# start of Data lines

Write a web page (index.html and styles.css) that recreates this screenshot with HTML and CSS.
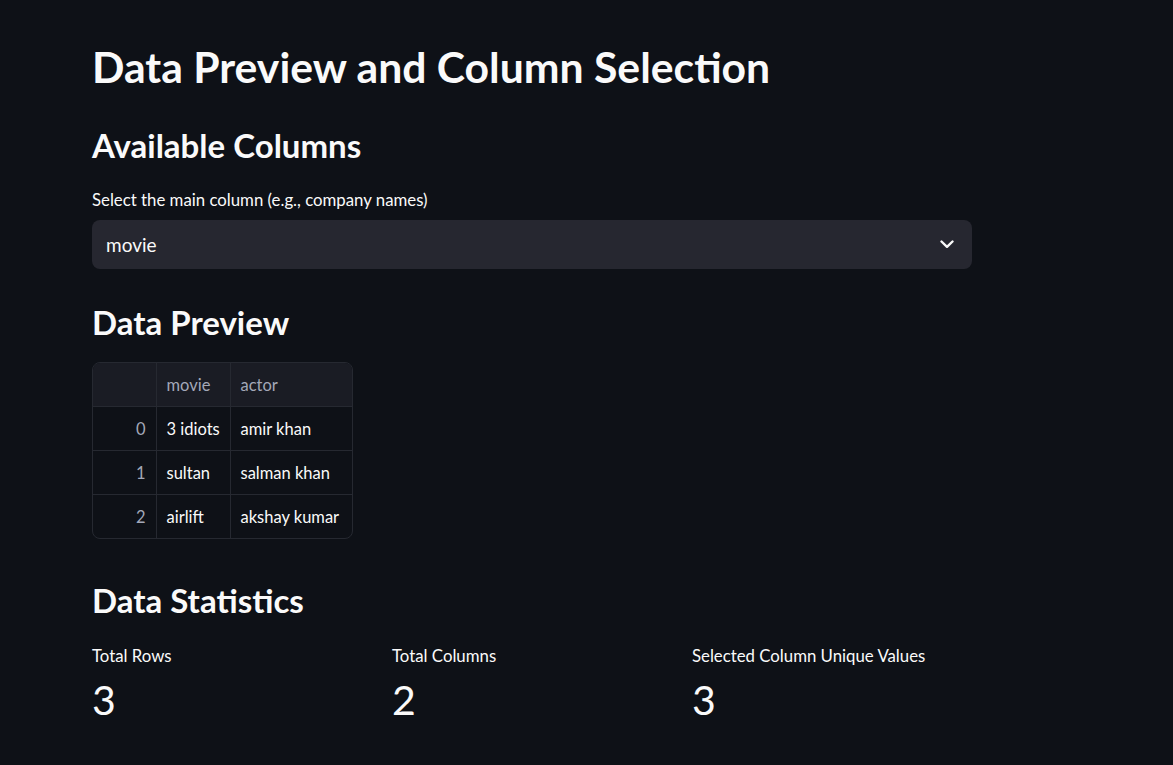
FILE: index.html
```html
<!DOCTYPE html>
<html>
<head>
<meta charset="utf-8">
<link rel="stylesheet" href="styles.css">
</head>
<body>
<main class="main">
  <h1 class="title">Data Preview and Column Selection</h1>
  <h2 class="heading h-avail">Available Columns</h2>
  <div class="field">
    <label class="field-label">Select the main column (e.g., company names)</label>
    <div class="select">
      <span class="select-value">movie</span>
      <svg class="chevron" width="14" height="9" viewBox="0 0 14 9"><polyline points="1.5,1.5 7,6.8 12.5,1.5" fill="none" stroke="#fafafa" stroke-width="2.4" stroke-linecap="round" stroke-linejoin="round"/></svg>
    </div>
  </div>
  <h2 class="heading h-preview">Data Preview</h2>
  <div class="table-wrap">
    <table class="grid">
      <colgroup><col class="w-idx"><col class="w-movie"><col class="w-actor"></colgroup>
      <thead>
        <tr><th class="idx"></th><th>movie</th><th>actor</th></tr>
      </thead>
      <tbody>
        <tr><td class="idx">0</td><td>3 idiots</td><td>amir khan</td></tr>
        <tr><td class="idx">1</td><td>sultan</td><td>salman khan</td></tr>
        <tr><td class="idx">2</td><td>airlift</td><td>akshay kumar</td></tr>
      </tbody>
    </table>
  </div>
  <h2 class="heading h-stats">Data Statistics</h2>
  <div class="metrics">
    <div class="metric"><div class="metric-label">Total Rows</div><div class="metric-value">3</div></div>
    <div class="metric"><div class="metric-label">Total Columns</div><div class="metric-value">2</div></div>
    <div class="metric"><div class="metric-label">Selected Column Unique Values</div><div class="metric-value">3</div></div>
  </div>
</main>
</body>
</html>
```
FILE: styles.css
```css
html, body {
  margin: 0;
  padding: 0;
  background: #0e1117;
  color: #fafafa;
  font-family: Lato, "Source Sans Pro", "Liberation Sans", sans-serif;
}
.main {
  width: 880px;
  margin-left: 92px;
  padding-top: 40px;
}
.title {
  margin: 0;
  font-size: 42.7px;
  font-weight: 700;
  line-height: 54px;
}
.heading {
  margin: 0;
  font-size: 33px;
  font-weight: 700;
  line-height: 40px;
}
.h-avail { margin-top: 31px; }
.field { margin-top: 23px; }
.field-label {
  display: block;
  font-size: 16.8px;
  line-height: 24px;
}
.select {
  margin-top: 8px;
  height: 49px;
  background: #262730;
  border-radius: 8px;
  display: flex;
  align-items: center;
  justify-content: space-between;
  padding: 0 18px 0 14px;
}
.select-value { font-size: 19px; }
.h-preview { margin-top: 33px; }
.table-wrap {
  margin-top: 20px;
  width: 259px;
  border: 1px solid #262931;
  border-radius: 8px;
  overflow: hidden;
}
.grid {
  border-collapse: collapse;
  table-layout: fixed;
  width: 100%;
  font-size: 16.5px;
}
.w-idx { width: 63px; }
.w-movie { width: 74px; }
.grid th, .grid td {
  height: 43px;
  padding: 0 10px;
  text-align: left;
  border-right: 1px solid #262931;
  border-bottom: 1px solid #262931;
  white-space: nowrap;
}
.grid tr > :last-child { border-right: none; }
.grid tbody tr:last-child td { border-bottom: none; }
.grid th {
  background: #1a1c24;
  color: #a3a8b8;
  font-weight: 400;
}
.grid .idx {
  text-align: right;
  color: #a3a8b8;
}
.h-stats { margin-top: 41px; }
.metrics {
  margin-top: 24px;
  display: grid;
  grid-template-columns: repeat(3, 1fr);
  column-gap: 20px;
}
.metric-label {
  font-size: 16.8px;
  line-height: 24px;
}
.metric-value {
  margin-top: 8px;
  font-size: 41px;
  line-height: 48px;
  font-weight: 400;
}
```
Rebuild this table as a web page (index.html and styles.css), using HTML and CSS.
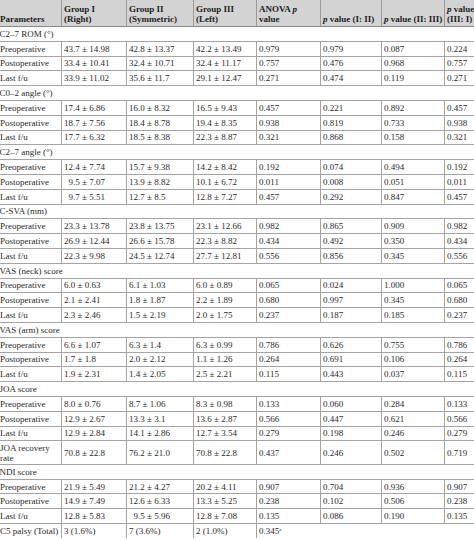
FILE: index.html
```html
<!DOCTYPE html>
<html>
<head>
<meta charset="utf-8">
<link rel="stylesheet" href="styles.css">
</head>
<body>
<table class="tbl">
<colgroup>
<col class="c1"><col class="c2"><col class="c3"><col class="c4"><col class="c5"><col class="c6"><col class="c7"><col class="c8">
</colgroup>
<thead>
<tr class="head">
<th>Parameters</th>
<th>Group I<br>(Right)</th>
<th>Group II<br>(Symmetric)</th>
<th>Group III<br>(Left)</th>
<th>ANOVA <i>p</i><br>value</th>
<th><i>p</i> value (I: II)</th>
<th><i>p</i> value (II: III)</th>
<th><i>p</i> value<br>(III: I)</th>
</tr>
</thead>
<tbody>
<tr class="sec"><td colspan="8">C2–7 ROM (°)</td></tr>
<tr><td>Preoperative</td><td>43.7 ± 14.98</td><td>42.8 ± 13.37</td><td>42.2 ± 13.49</td><td>0.979</td><td>0.979</td><td>0.087</td><td>0.224</td></tr>
<tr><td>Postoperative</td><td>33.4 ± 10.41</td><td>32.4 ± 10.71</td><td>32.4 ± 11.17</td><td>0.757</td><td>0.476</td><td>0.968</td><td>0.757</td></tr>
<tr><td>Last f/u</td><td>33.9 ± 11.02</td><td>35.6 ± 11.7</td><td>29.1 ± 12.47</td><td>0.271</td><td>0.474</td><td>0.119</td><td>0.271</td></tr>

<tr class="sec"><td colspan="8">C0–2 angle (°)</td></tr>
<tr><td>Preoperative</td><td>17.4 ± 6.86</td><td>16.0 ± 8.32</td><td>16.5 ± 9.43</td><td>0.457</td><td>0.221</td><td>0.892</td><td>0.457</td></tr>
<tr><td>Postoperative</td><td>18.7 ± 7.56</td><td>18.4 ± 8.78</td><td>19.4 ± 8.35</td><td>0.938</td><td>0.819</td><td>0.733</td><td>0.938</td></tr>
<tr><td>Last f/u</td><td>17.7 ± 6.32</td><td>18.5 ± 8.38</td><td>22.3 ± 8.87</td><td>0.321</td><td>0.868</td><td>0.158</td><td>0.321</td></tr>

<tr class="sec"><td colspan="8">C2–7 angle (°)</td></tr>
<tr><td>Preoperative</td><td>12.4 ± 7.74</td><td>15.7 ± 9.38</td><td>14.2 ± 8.42</td><td>0.192</td><td>0.074</td><td>0.494</td><td>0.192</td></tr>
<tr><td>Postoperative</td><td class="ind">9.5 ± 7.07</td><td>13.9 ± 8.82</td><td>10.1 ± 6.72</td><td>0.011</td><td>0.008</td><td>0.051</td><td>0.011</td></tr>
<tr><td>Last f/u</td><td class="ind">9.7 ± 5.51</td><td>12.7 ± 8.5</td><td>12.8 ± 7.27</td><td>0.457</td><td>0.292</td><td>0.847</td><td>0.457</td></tr>

<tr class="sec"><td colspan="8">C-SVA (mm)</td></tr>
<tr><td>Preoperative</td><td>23.3 ± 13.78</td><td>23.8 ± 13.75</td><td>23.1 ± 12.66</td><td>0.982</td><td>0.865</td><td>0.909</td><td>0.982</td></tr>
<tr><td>Postoperative</td><td>26.9 ± 12.44</td><td>26.6 ± 15.78</td><td>22.3 ± 8.82</td><td>0.434</td><td>0.492</td><td>0.350</td><td>0.434</td></tr>
<tr><td>Last f/u</td><td>22.3 ± 9.98</td><td>24.5 ± 12.74</td><td>27.7 ± 12.81</td><td>0.556</td><td>0.856</td><td>0.345</td><td>0.556</td></tr>

<tr class="sec"><td colspan="8">VAS (neck) score</td></tr>
<tr><td>Preoperative</td><td>6.0 ± 0.63</td><td>6.1 ± 1.03</td><td>6.0 ± 0.89</td><td>0.065</td><td>0.024</td><td>1.000</td><td>0.065</td></tr>
<tr><td>Postoperative</td><td>2.1 ± 2.41</td><td>1.8 ± 1.87</td><td>2.2 ± 1.89</td><td>0.680</td><td>0.997</td><td>0.345</td><td>0.680</td></tr>
<tr><td>Last f/u</td><td>2.3 ± 2.46</td><td>1.5 ± 2.19</td><td>2.0 ± 1.75</td><td>0.237</td><td>0.187</td><td>0.185</td><td>0.237</td></tr>

<tr class="sec"><td colspan="8">VAS (arm) score</td></tr>
<tr><td>Preoperative</td><td>6.6 ± 1.07</td><td>6.3 ± 1.4</td><td>6.3 ± 0.99</td><td>0.786</td><td>0.626</td><td>0.755</td><td>0.786</td></tr>
<tr><td>Postoperative</td><td>1.7 ± 1.8</td><td>2.0 ± 2.12</td><td>1.1 ± 1.26</td><td>0.264</td><td>0.691</td><td>0.106</td><td>0.264</td></tr>
<tr><td>Last f/u</td><td>1.9 ± 2.31</td><td>1.4 ± 2.05</td><td>2.5 ± 2.21</td><td>0.115</td><td>0.443</td><td>0.037</td><td>0.115</td></tr>

<tr class="sec"><td colspan="8">JOA score</td></tr>
<tr><td>Preoperative</td><td>8.0 ± 0.76</td><td>8.7 ± 1.06</td><td>8.3 ± 0.98</td><td>0.133</td><td>0.060</td><td>0.284</td><td>0.133</td></tr>
<tr><td>Postoperative</td><td>12.9 ± 2.67</td><td>13.3 ± 3.1</td><td>13.6 ± 2.87</td><td>0.566</td><td>0.447</td><td>0.621</td><td>0.566</td></tr>
<tr><td>Last f/u</td><td>12.9 ± 2.84</td><td>14.1 ± 2.86</td><td>12.7 ± 3.54</td><td>0.279</td><td>0.198</td><td>0.246</td><td>0.279</td></tr>
<tr class="dbl"><td>JOA recovery<br>rate</td><td>70.8 ± 22.8</td><td>76.2 ± 21.0</td><td>70.8 ± 22.8</td><td>0.437</td><td>0.246</td><td>0.502</td><td>0.719</td></tr>

<tr class="sec"><td colspan="8">NDI score</td></tr>
<tr><td>Preoperative</td><td>21.9 ± 5.49</td><td>21.2 ± 4.27</td><td>20.2 ± 4.11</td><td>0.907</td><td>0.704</td><td>0.936</td><td>0.907</td></tr>
<tr><td>Postoperative</td><td>14.9 ± 7.49</td><td>12.6 ± 6.33</td><td>13.3 ± 5.25</td><td>0.238</td><td>0.102</td><td>0.506</td><td>0.238</td></tr>
<tr><td>Last f/u</td><td>12.8 ± 5.83</td><td class="ind">9.5 ± 5.96</td><td>12.8 ± 7.08</td><td>0.135</td><td>0.086</td><td>0.190</td><td>0.135</td></tr>
<tr class="last"><td>C5 palsy (Total)</td><td>3 (1.6%)</td><td>7 (3.6%)</td><td>2 (1.0%)</td><td colspan="4">0.345<sup>a</sup></td></tr>
</tbody>
</table>
</body>
</html>
```

FILE: styles.css
```css
html, body {
  margin: 0;
  padding: 0;
  background: #ffffff;
}

.tbl {
  border-collapse: collapse;
  table-layout: fixed;
  width: 509px;
  margin-left: -3px;
  font-family: "Liberation Serif", "Times New Roman", serif;
  font-size: 9px;
  color: #2a2a2a;
}

.c1 { width: 64px; }
.c2 { width: 65px; }
.c3 { width: 67px; }
.c4 { width: 63px; }
.c5 { width: 64px; }
.c6 { width: 61px; }
.c7 { width: 63px; }
.c8 { width: 62px; }

.tbl th,
.tbl td {
  padding: 0 2px;
  text-align: left;
  white-space: nowrap;
  overflow: hidden;
}

.head th {
  background: #d3d3d3;
  color: #222;
  font-weight: bold;
  line-height: 9.5px;
  height: 23px;
  padding: 1px 2px 2px;
  vertical-align: bottom;
  border-left: 1px solid #9a9a9a;
  border-bottom: 1px solid #8a8a8a;
}

.tbl tbody tr {
  height: 14.8px;
}

.tbl tbody td {
  line-height: 10px;
  vertical-align: middle;
  border: 1px solid #a4a4a4;
}

.tbl tbody tr.sec td {
  border-left: none;
  border-right: none;
}

.tbl tbody tr.dbl {
  height: 23.5px;
}

.tbl td.ind {
  padding-left: 6.5px;
}

.tbl sup {
  font-size: 5px;
  line-height: 0;
  vertical-align: 3px;
}

.tbl tbody tr.last td {
  border-bottom: none;
}

.tbl tbody tr.last td:last-child {
  border-right: none;
}
```
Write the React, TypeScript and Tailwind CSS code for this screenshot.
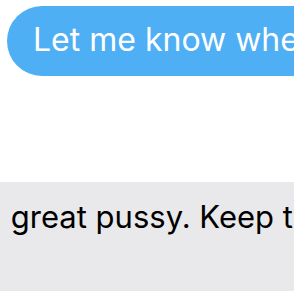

# end of Data lines

Requirements
Report every line in the data above in which the word "table" appears.

Written reply
  <div class="table-wrap">
    <table class="grid">
    </table>
.table-wrap {
  table-layout: fixed;
Rebuild this table as a web page (index.html and styles.css), using HTML and CSS.
<table class="tbl">
</table>
  table-layout: fixed;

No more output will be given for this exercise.